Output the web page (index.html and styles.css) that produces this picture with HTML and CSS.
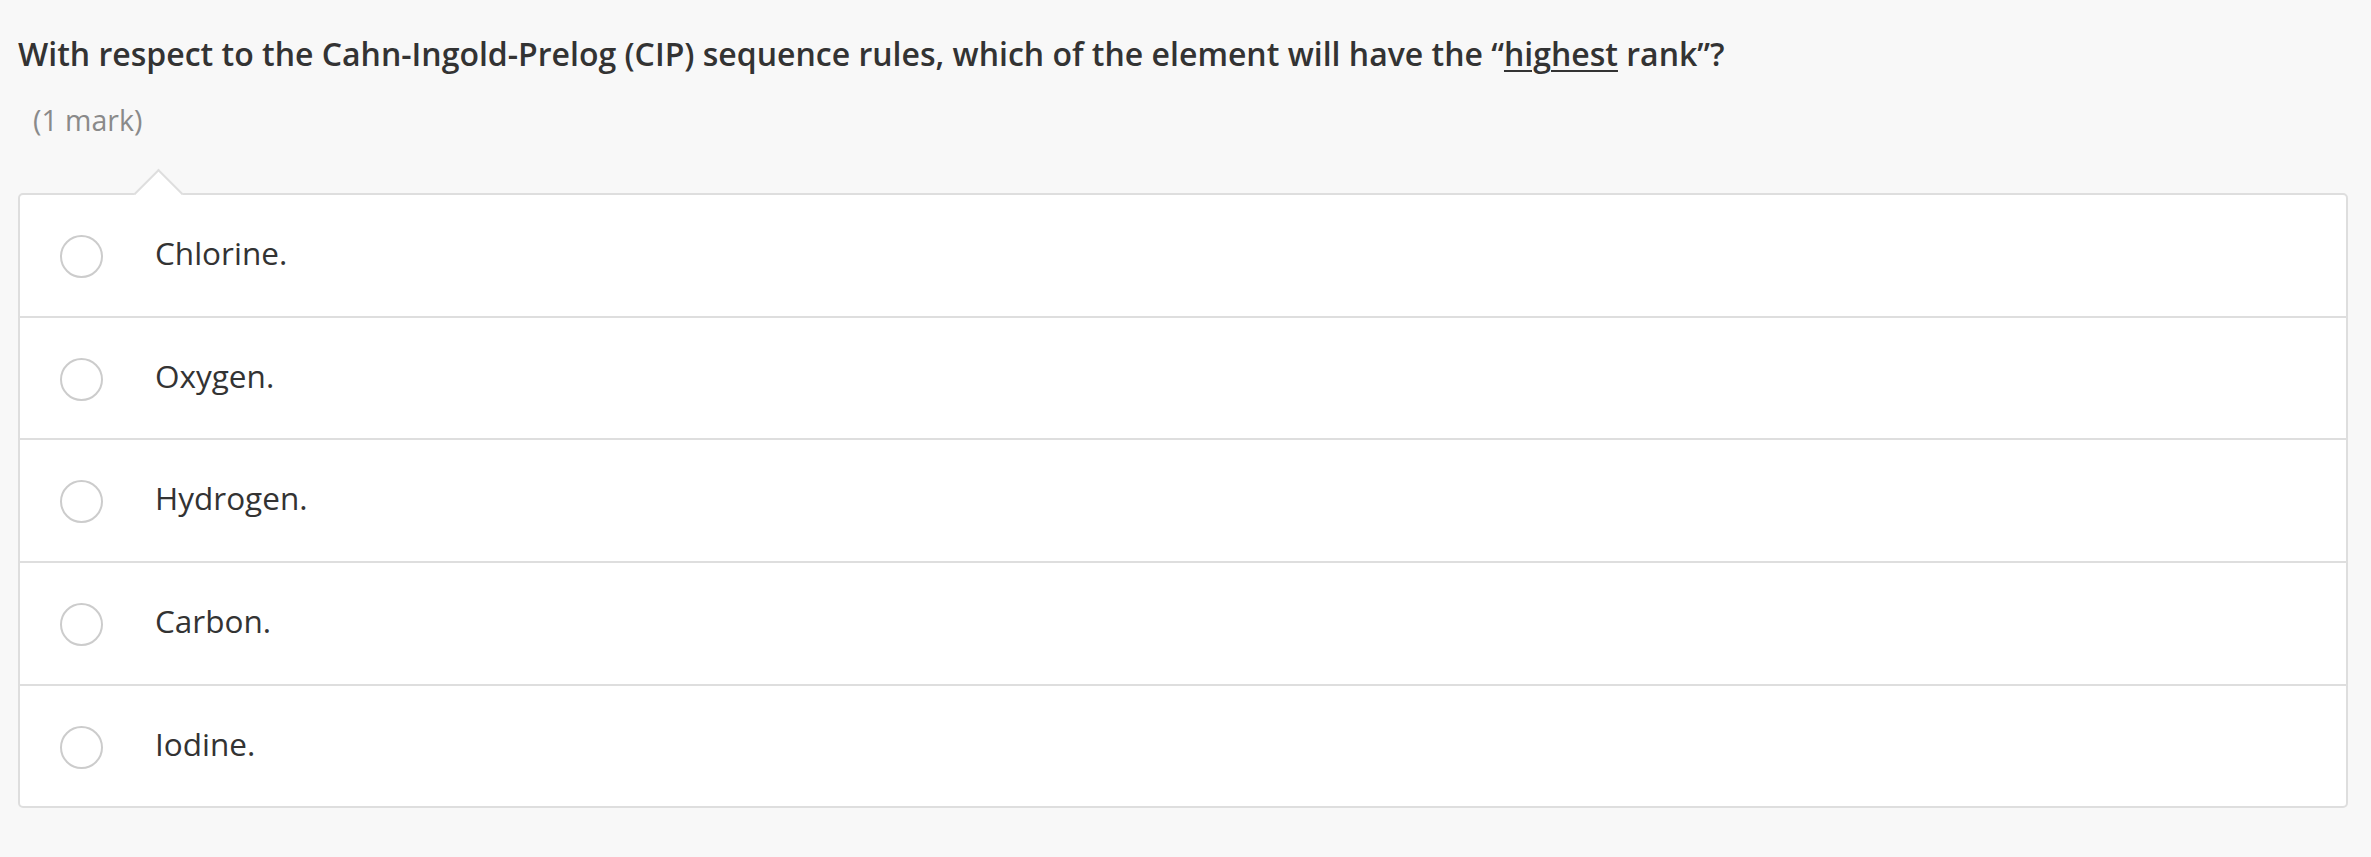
FILE: index.html
```html
<!DOCTYPE html>
<html>
<head>
<meta charset="utf-8">
<link rel="stylesheet" href="styles.css">
</head>
<body>
<div class="page">
  <h1 class="question">With respect to the Cahn-Ingold-Prelog (CIP) sequence rules, which of the element will have the “<u class="em">highest</u> rank”?</h1>
  <div class="mark">(1 mark)</div>
  <div class="card">
    <span class="arrow"></span>
    <label class="option"><span class="radio"></span><span class="label">Chlorine.</span></label>
    <label class="option"><span class="radio"></span><span class="label">Oxygen.</span></label>
    <label class="option"><span class="radio"></span><span class="label">Hydrogen.</span></label>
    <label class="option"><span class="radio"></span><span class="label">Carbon.</span></label>
    <label class="option"><span class="radio"></span><span class="label">Iodine.</span></label>
  </div>
</div>
</body>
</html>
```

FILE: styles.css
```css
html, body {
  margin: 0;
  padding: 0;
  background: #f8f8f8;
}
body {
  font-family: "Open Sans", "Liberation Sans", sans-serif;
  color: #333333;
}
.page {
  padding: 32px 23px 0 18px;
}
.question {
  margin: 0;
  font-size: 32px;
  line-height: 44px;
  font-weight: 600;
  color: #333333;
}
.em {
  text-decoration: underline;
  text-decoration-thickness: 2px;
  text-underline-offset: 4px;
}
.mark {
  margin-top: 26px;
  padding-left: 15px;
  font-size: 28.5px;
  line-height: 36px;
  color: #8a8a8a;
}
.card {
  position: relative;
  margin-top: 55px;
  background: #ffffff;
  border: 2px solid #dedede;
  border-radius: 5px;
}
.arrow {
  position: absolute;
  left: 120.5px;
  top: -19.5px;
  width: 35px;
  height: 35px;
  background: #ffffff;
  border-top: 2px solid #dedede;
  border-left: 2px solid #dedede;
  box-sizing: border-box;
  transform: rotate(45deg);
}
.option {
  position: relative;
  display: flex;
  align-items: center;
  height: 120.7px;
  padding-left: 40px;
  border-bottom: 2px solid #dedede;
}
.option:last-of-type {
  border-bottom: none;
}
.radio {
  flex: none;
  width: 43px;
  height: 43px;
  margin-top: 2px;
  box-sizing: border-box;
  border: 2px solid #cccccc;
  border-radius: 50%;
  background: #ffffff;
}
.label {
  margin-left: 52px;
  margin-bottom: 5px;
  font-size: 31.5px;
  line-height: 44px;
  color: #333333;
}
```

──────

__THE EXERCISE__
Pick out the lines above containing the word "page", then copy them.

__RESPONSE TO THIS EXERCISE__
Output the web page (index.html and styles.css) that produces this picture with HTML and CSS.
<div class="page">
.page {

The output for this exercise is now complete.